It's been ages! And finally we meetup for a lunch treat @ Esplanade today. Used to see each other almost everyday and after classes for CCA/ECA as we called it that time. Now, it's hard for us to even plan our schedule to meetup with each other. Limin's working and YC with his campus activities. But we promised to increase our meetup from an annual frequency to twice or even three times annually. Limin's busy pursuing her career and I think about 5years from now, I will be having lunch again with this rich lady who will be earning big bucks. As for YC, I think he will be a profound engineer earning a big sum too next time. While chatting about career, I ponder and worry much about my future job prospective. How far can my Arts Degree take me? Accountancy is known for risk of beta zero. It's basically needed in every company. The feeling for me is like climbing a mountain, even tout I am climbing higher, all I can see and focus on is the rocky wall I am holding-on to. When will I reach the top where I can see what the world for me is like from there. Where will I be in the near future?

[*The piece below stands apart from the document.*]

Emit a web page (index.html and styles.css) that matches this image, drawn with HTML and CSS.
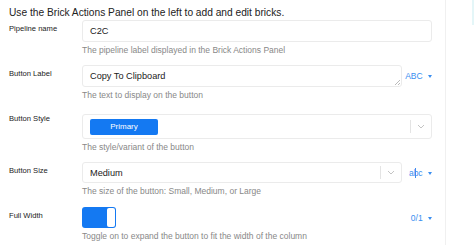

I am feeling quite unwell right now. Possibly be the result of a series of western food as dinner and fastfood as supper + late nights. Haven truely rested after my exams. I long for a quiet afternoon at home, waking up late in the noon, putting eye pads to remedy my dark eye rings problem and just relax myself. I wanna cure the bad habit of sleeping late and waking up early. Used to sleep at 10pm sharp during secondary sch last time, but now, seems like I am finding it hard to even force myself to sleep more. At first I tout was the exam that make me sleepless but now, it's over and there is nothing much basically to stress me. Yet, why do i still have sleeping problems. Enough of my crap.And here's the pic.

Limin's sizzling beef set

Three of us again taken last year.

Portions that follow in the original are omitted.